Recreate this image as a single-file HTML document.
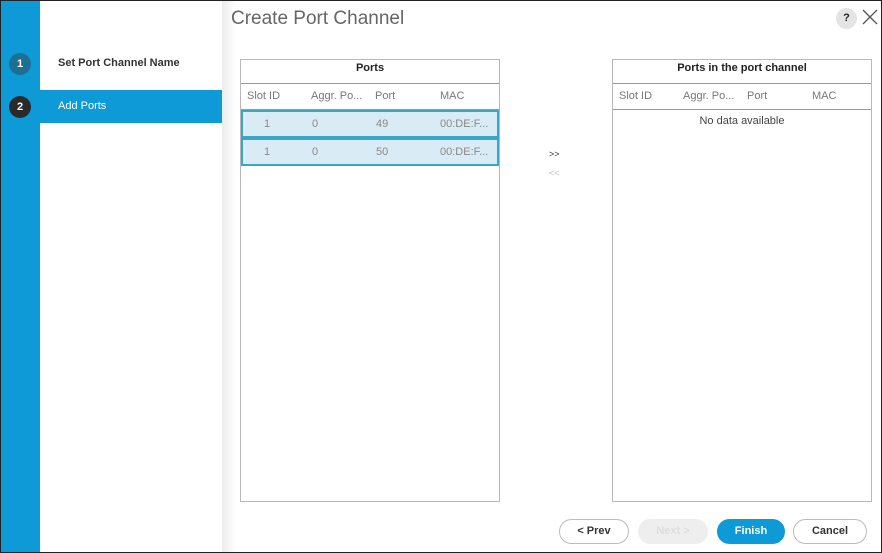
<!DOCTYPE html><html><head><style>
*{margin:0;padding:0;box-sizing:border-box}
body{width:882px;height:553px;position:relative;overflow:hidden;font-family:"Liberation Sans",sans-serif;background:#fff}
.abs{position:absolute}
.frame{left:0;top:0;width:882px;height:553px;border:1px solid #222;z-index:10;pointer-events:none}
.strip{left:0;top:0;width:40px;height:553px;background:#0d9ad6}
.side{left:40px;top:0;width:182px;height:553px;background:#fff}
.shadow{left:222px;top:0;width:14px;height:553px;background:linear-gradient(90deg,#ececec,#fff)}
.circ{width:22px;height:22px;border-radius:50%;color:#fff;font-size:11px;font-weight:bold;text-align:center;line-height:22px;left:9px}
.tbl{border:1px solid #b8b8b8;background:#fff}
.th{font-size:11px;font-weight:bold;color:#222;text-align:center;height:24px;line-height:14px;border-bottom:1px solid #999}
.ch{height:26px;border-bottom:1px solid #999;font-size:11px;color:#777;position:relative}
.ch span,.row span{position:absolute;top:6px}
.row{height:28px;background:#d9ecf6;border:2px solid #3aa6c9;font-size:11px;color:#888;position:relative}
.btn{top:519px;height:25px;border-radius:13px;font-size:11px;font-weight:bold;text-align:center;line-height:23px;border:1px solid #bbb;color:#333;background:#fff}
</style></head><body>
<div class="abs strip"></div>
<div class="abs side"></div>
<div class="abs shadow"></div>
<div class="abs circ" style="top:53px;background:#1d6f93">1</div>
<div class="abs" style="left:58px;top:57px;font-size:11px;font-weight:bold;color:#333">Set Port Channel Name</div>
<div class="abs" style="left:40px;top:90px;width:182px;height:33px;background:#0d9ad6"></div>
<div class="abs circ" style="top:96px;background:#2a2a2a">2</div>
<div class="abs" style="left:58px;top:100px;font-size:11px;color:#fff">Add Ports</div>
<div class="abs" style="left:231px;top:8px;font-size:19px;color:#666">Create Port Channel</div>
<div class="abs" style="left:836px;top:8px;width:21px;height:21px;border-radius:50%;background:#e4e4e4;font-size:11px;font-weight:bold;text-align:center;line-height:21px;color:#222">?</div>
<svg class="abs" style="left:862px;top:9px" width="16" height="16"><path d="M1 1L15 15M15 1L1 15" stroke="#555" stroke-width="1.3"/></svg>

<div class="abs tbl" style="left:240px;top:59px;width:260px;height:443px">
<div class="th" style="padding-top:1px">Ports</div>
<div class="ch"><span style="left:6px">Slot ID</span><span style="left:70px">Aggr. Po...</span><span style="left:134px">Port</span><span style="left:199px">MAC</span></div>
<div class="row"><span style="left:21px">1</span><span style="left:69px">0</span><span style="left:133px">49</span><span style="left:197px">00:DE:F...</span></div>
<div class="row"><span style="left:21px">1</span><span style="left:69px">0</span><span style="left:133px">50</span><span style="left:197px">00:DE:F...</span></div>
</div>
<div class="abs" style="left:549px;top:149px;font-size:9px;color:#333">&gt;&gt;</div>
<div class="abs" style="left:549px;top:168px;font-size:9px;color:#bbb">&lt;&lt;</div>
<div class="abs tbl" style="left:612px;top:59px;width:260px;height:443px">
<div class="th" style="padding-top:1px">Ports in the port channel</div>
<div class="ch"><span style="left:6px">Slot ID</span><span style="left:70px">Aggr. Po...</span><span style="left:134px">Port</span><span style="left:199px">MAC</span></div>
<div style="text-align:center;font-size:11px;color:#444;padding-top:5px">No data available</div>
</div>
<div class="abs btn" style="left:559px;width:70px">&lt; Prev</div>
<div class="abs btn" style="left:638px;width:70px;background:#eee;border-color:#eee;color:#ddd">Next &gt;</div>
<div class="abs btn" style="left:717px;width:68px;background:#0d9ad6;border-color:#0d9ad6;color:#fff">Finish</div>
<div class="abs btn" style="left:793px;width:74px">Cancel</div>
<div class="abs frame"></div>
</body></html>
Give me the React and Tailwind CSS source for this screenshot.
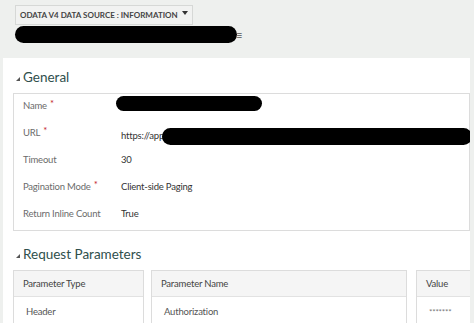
◇ ◇ ◇ ◇ ◇ ◇ ◇
_Short task_
Copy every line that contains the string "this".

_Written response_
Recreate this image as a single-file HTML document.
Give me the React and Tailwind CSS source for this screenshot.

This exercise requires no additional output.